10 Albums From The '60s That Changed Rock History

The Classics of Flower Power.

Jimi Hendrix

As the ‘60s were dawning, rock and roll had come a long way from just being the kind of music that could get the kids moving. The first wave of rock with Chuck Berry and Elvis Presley had started to fade, and the new school of rockers were bringing a lot more stuff to the table. These weren’t just songs that were meant to be fun. These had the potential to change the world.

Across every one of these records, you can hear the band getting tighter and tighter, honing their craft until they hit upon something that no one had ever heard before. Though most of the ‘60s rock scene concerns itself with the British Invasion, the rest of the decade was all over the map, going from psychedelic sounds to the blues to the beginnings of punk and metal starting to rear their head.
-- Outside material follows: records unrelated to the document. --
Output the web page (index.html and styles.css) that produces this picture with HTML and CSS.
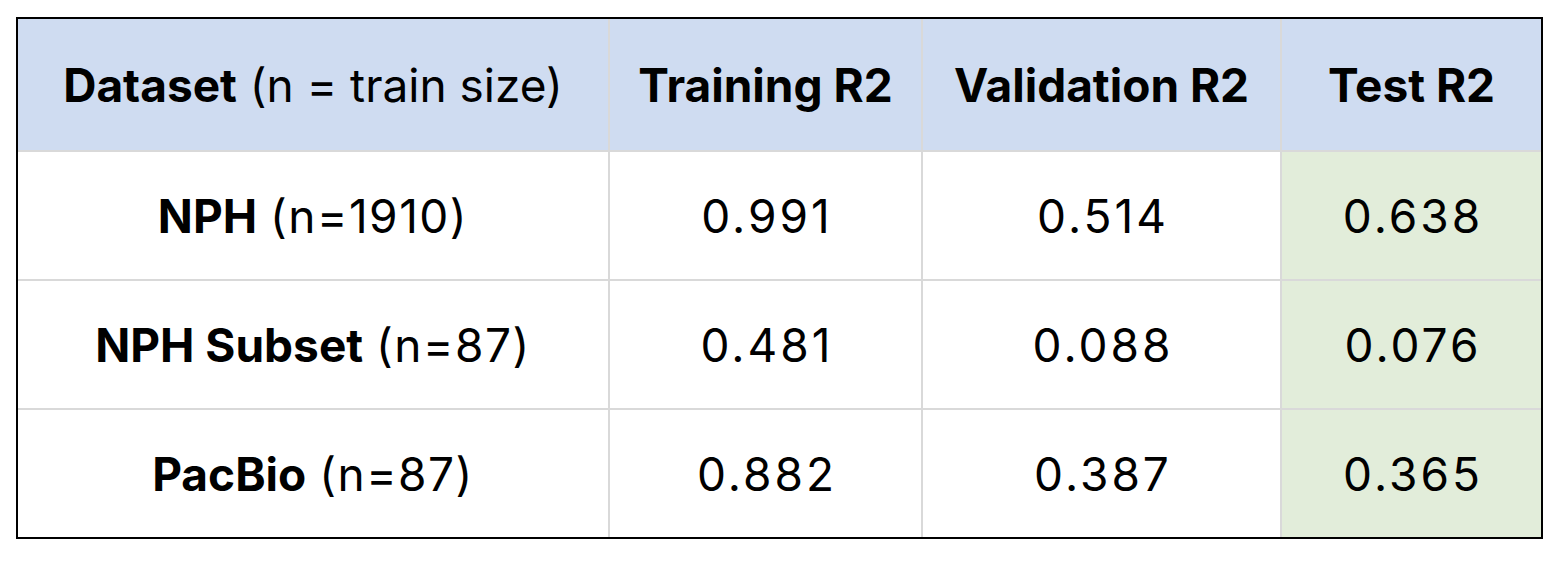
FILE: index.html
```html
<!DOCTYPE html>
<html>
<head>
<meta charset="utf-8">
<link rel="stylesheet" href="styles.css">
</head>
<body>
<table class="results">
  <colgroup>
    <col class="c1"><col class="c2"><col class="c3"><col class="c4">
  </colgroup>
  <thead>
    <tr>
      <th><b>Dataset</b> (n = train size)</th>
      <th><b>Training R2</b></th>
      <th><b>Validation R2</b></th>
      <th><b>Test R2</b></th>
    </tr>
  </thead>
  <tbody>
    <tr>
      <td><b>NPH</b> <span class="n">(n=1910)</span></td>
      <td class="num">0.991</td>
      <td class="num">0.514</td>
      <td class="num test">0.638</td>
    </tr>
    <tr>
      <td><b>NPH Subset</b> <span class="n">(n=87)</span></td>
      <td class="num">0.481</td>
      <td class="num">0.088</td>
      <td class="num test">0.076</td>
    </tr>
    <tr>
      <td><b>PacBio</b> <span class="n">(n=87)</span></td>
      <td class="num">0.882</td>
      <td class="num">0.387</td>
      <td class="num test">0.365</td>
    </tr>
  </tbody>
</table>
</body>
</html>
```
FILE: styles.css
```css
html, body {
  margin: 0;
  background: #ffffff;
}
body {
  padding: 17px 0 0 16px;
  font-family: "Inter", "Noto Sans", sans-serif;
  color: #000;
}
.results {
  border-collapse: separate;
  border-spacing: 0;
  border: 2px solid #000;
  width: 1527px;
  table-layout: fixed;
}
.c1 { width: 592px; }
.c2 { width: 313px; }
.c3 { width: 359px; }
.c4 { width: 259px; }
.results th, .results td {
  text-align: center;
  vertical-align: middle;
  font-size: 46px;
  font-weight: 400;
  padding: 0;
  border-right: 2px solid #d9d9d9;
  border-bottom: 2px solid #d9d9d9;
}
.results th:last-child, .results td:last-child { border-right: none; }
.results tbody tr:last-child td { border-bottom: none; }
.results b { font-weight: 700; }
.results th {
  background: #cfdcf1;
  height: 131px;
}
.results td { height: 127px; }
.results td.num {
  letter-spacing: 3px;
  text-indent: 3px;
}
.results .n { letter-spacing: 1.5px; }
.results td.test { background: #e2edda; }
```
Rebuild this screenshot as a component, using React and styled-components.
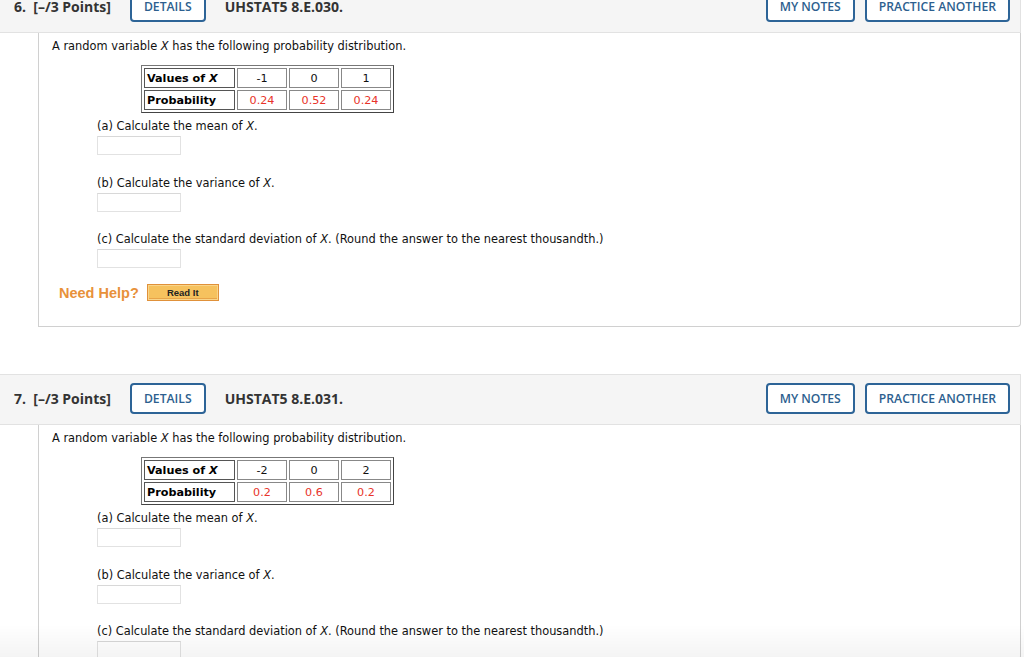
import styled, { createGlobalStyle } from "styled-components";

const GlobalStyle = createGlobalStyle`
  html, body {
    margin: 0;
    padding: 0;
    background: #fff;
    overflow: hidden;
  }
  body {
    font-family: "Open Sans", "Liberation Sans", sans-serif;
    color: #333;
  }
`;

const questions = [
  {
    num: 6,
    code: "UHSTAT5 8.E.030.",
    values: ["-1", "0", "1"],
    probs: ["0.24", "0.52", "0.24"],
    help: true,
  },
  {
    num: 7,
    code: "UHSTAT5 8.E.031.",
    values: ["-2", "0", "2"],
    probs: ["0.2", "0.6", "0.2"],
    help: false,
  },
];

const Page = styled.div`
  margin-top: -18px;
  margin-right: 3px;
  display: flex;
  flex-direction: column;
  gap: 47px;
`;

const Question = styled.section`
  display: flex;
  flex-direction: column;
`;

const Header = styled.div`
  height: 49px;
  display: flex;
  align-items: center;
  background: #f5f5f5;
  border-top: 1px solid #e2e2e2;
  border-bottom: 1px solid #e2e2e2;
  border-right: 1px solid #e2e2e2;
  padding: 0 10px 0 14px;
`;

const Points = styled.span`
  font-size: 14px;
  font-weight: 700;
  color: #333;
  margin-right: 19px;
  margin-top: -2px;
  white-space: pre;
`;

const HeadButton = styled.button`
  height: 31px;
  padding: 0 12px;
  margin-top: -2px;
  border: 2px solid #2d6497;
  border-radius: 4px;
  background: #fff;
  color: #2d5f8f;
  font-family: "Open Sans", sans-serif;
  font-size: 12.2px;
  font-weight: 600;
  cursor: pointer;
`;

const Code = styled.span`
  margin-left: 19px;
  margin-top: -2px;
  font-size: 14px;
  font-weight: 700;
  color: #333;
`;

const Spacer = styled.div`
  flex: 1;
`;

const RightButtons = styled.div`
  display: flex;
  gap: 10px;
`;

const Body = styled.div`
  margin-left: 38px;
  border-left: 1px solid #d0d0d0;
  border-right: 1px solid #d0d0d0;
  border-bottom: ${(p) => (p.$closed ? "1px solid #d0d0d0" : "none")};
  border-bottom-right-radius: 4px;
  padding: 6px 0 0 13px;
  min-height: ${(p) => (p.$closed ? "287px" : "auto")};
  font-family: "DejaVu Sans", Verdana, sans-serif;
  font-size: 11.4px;
  color: #111;
`;

const Intro = styled.div`
  line-height: 14px;
`;

const Table = styled.table`
  margin: 12px 0 0 89px;
  border-collapse: separate;
  border-spacing: 2px;
  border: 1px solid #777;
  border-right-color: #444;
  border-bottom-color: #444;

  td {
    border: 1px solid #888;
    height: 18px;
    padding: 0 2px;
    text-align: center;
    font-size: 11.2px;
    width: 44px;
  }

  th {
    border: 1px solid #555;
    height: 18px;
    padding: 0 2px;
    text-align: left;
    font-weight: 700;
    font-size: 11.2px;
    width: 85px;
    color: #000;
  }
`;

const Prob = styled.td`
  color: #e8332a;
`;

const Part = styled.div`
  margin-left: 45px;
  margin-top: ${(p) => p.$top}px;
`;

const PartText = styled.div`
  line-height: 14px;
`;

const AnswerBox = styled.div`
  width: 82px;
  height: 17px;
  margin-top: 3px;
  border: 1px solid #e2e2e2;
  border-top-color: #d8d8d8;
  background: #fff;
`;

const Help = styled.div`
  display: flex;
  align-items: center;
  gap: 8px;
  margin: 16px 0 0 7px;
`;

const HelpLabel = styled.span`
  font-family: "Liberation Sans", Arial, sans-serif;
  font-weight: 700;
  font-size: 14.5px;
  color: #e8913a;
`;

const ReadIt = styled.button`
  width: 72px;
  height: 17px;
  padding: 0;
  background: #f6c25e;
  border: 1px solid #e0913a;
  box-shadow: inset 0 0 0 1px #f9d58a, inset 0 -1px 0 1px #e8a448;
  font-family: "Liberation Sans", Arial, sans-serif;
  font-weight: 700;
  font-size: 9.5px;
  color: #222;
  cursor: pointer;
`;

const BottomFade = styled.div`
  position: fixed;
  left: 0;
  right: 0;
  bottom: 0;
  height: 32px;
  background: linear-gradient(
    to bottom,
    rgba(0, 0, 0, 0),
    rgba(0, 0, 0, 0.045)
  );
  pointer-events: none;
`;

const Italic = styled.i`
  font-style: italic;
`;

function QuestionBlock({ q }) {
  return (
    <Question>
      <Header>
        <Points>{`${q.num}.  [–/3 Points]`}</Points>
        <HeadButton>DETAILS</HeadButton>
        <Code>{q.code}</Code>
        <Spacer />
        <RightButtons>
          <HeadButton>MY NOTES</HeadButton>
          <HeadButton>PRACTICE ANOTHER</HeadButton>
        </RightButtons>
      </Header>
      <Body $closed={q.help}>
        <Intro>
          A random variable <Italic>X</Italic> has the following probability
          distribution.
        </Intro>
        <Table>
          <tbody>
            <tr>
              <th>
                Values of <Italic>X</Italic>
              </th>
              {q.values.map((v, i) => (
                <td key={i}>{v}</td>
              ))}
            </tr>
            <tr>
              <th>Probability</th>
              {q.probs.map((v, i) => (
                <Prob key={i}>{v}</Prob>
              ))}
            </tr>
          </tbody>
        </Table>
        <Part $top={6}>
          <PartText>
            (a) Calculate the mean of <Italic>X</Italic>.
          </PartText>
          <AnswerBox />
        </Part>
        <Part $top={21}>
          <PartText>
            (b) Calculate the variance of <Italic>X</Italic>.
          </PartText>
          <AnswerBox />
        </Part>
        <Part $top={20}>
          <PartText>
            (c) Calculate the standard deviation of <Italic>X</Italic>. (Round
            the answer to the nearest thousandth.)
          </PartText>
          <AnswerBox />
        </Part>
        {q.help && (
          <Help>
            <HelpLabel>Need Help?</HelpLabel>
            <ReadIt>Read It</ReadIt>
          </Help>
        )}
      </Body>
    </Question>
  );
}

export default function App() {
  return (
    <>
      <GlobalStyle />
      <Page>
        {questions.map((q) => (
          <QuestionBlock key={q.num} q={q} />
        ))}
      </Page>
      <BottomFade />
    </>
  );
}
The best examples of these classic records are the ones that tend to leave rock behind altogether, pulling from different influences until the music matches the noise that they have in their head. With the backdrop of the counterculture looming in the background, this was more than just another fun record for the summertime. The world was progressing by leaps and bounds, and it was about time that the rock scene started to follow suit.

10. Freak Out - Frank Zappa

In the wake of the psychedelic period, it was officially time for rock to start getting weird. The old 12 bar blues format wasn’t really going to be working for too much longer, and artists were starting to throw everything at the wall to see what they could work with in the future. And in the middle of it all was Frank Zappa, who became the weirdest man in rock and roll without the help of any hallucinogens.

Because when you go through the album Freak Out, there are points where you start to question whether or not you’re actually listening to a rock album. Structured as a double album experience, the tone of these songs feel weird for weird’s sake, from songs that feel like they’re being played as a joke to random jams that stretch well beyond 10 minutes. On paper, this thing should fall apart, but the music is enough to really keep you invested, with each of the jams leading your ear in that much more every time you listen to it.

This was only the beginning of Zappa’s streak of strangeness, going down the rabbit hole of rock opera, jazz rock, and even some blues thrown into the mix, each of them becoming more and more interesting later down the line. If anything, that’s just a testament to what we were working with back then. Since something like this could get on the charts, there were no rules anymore.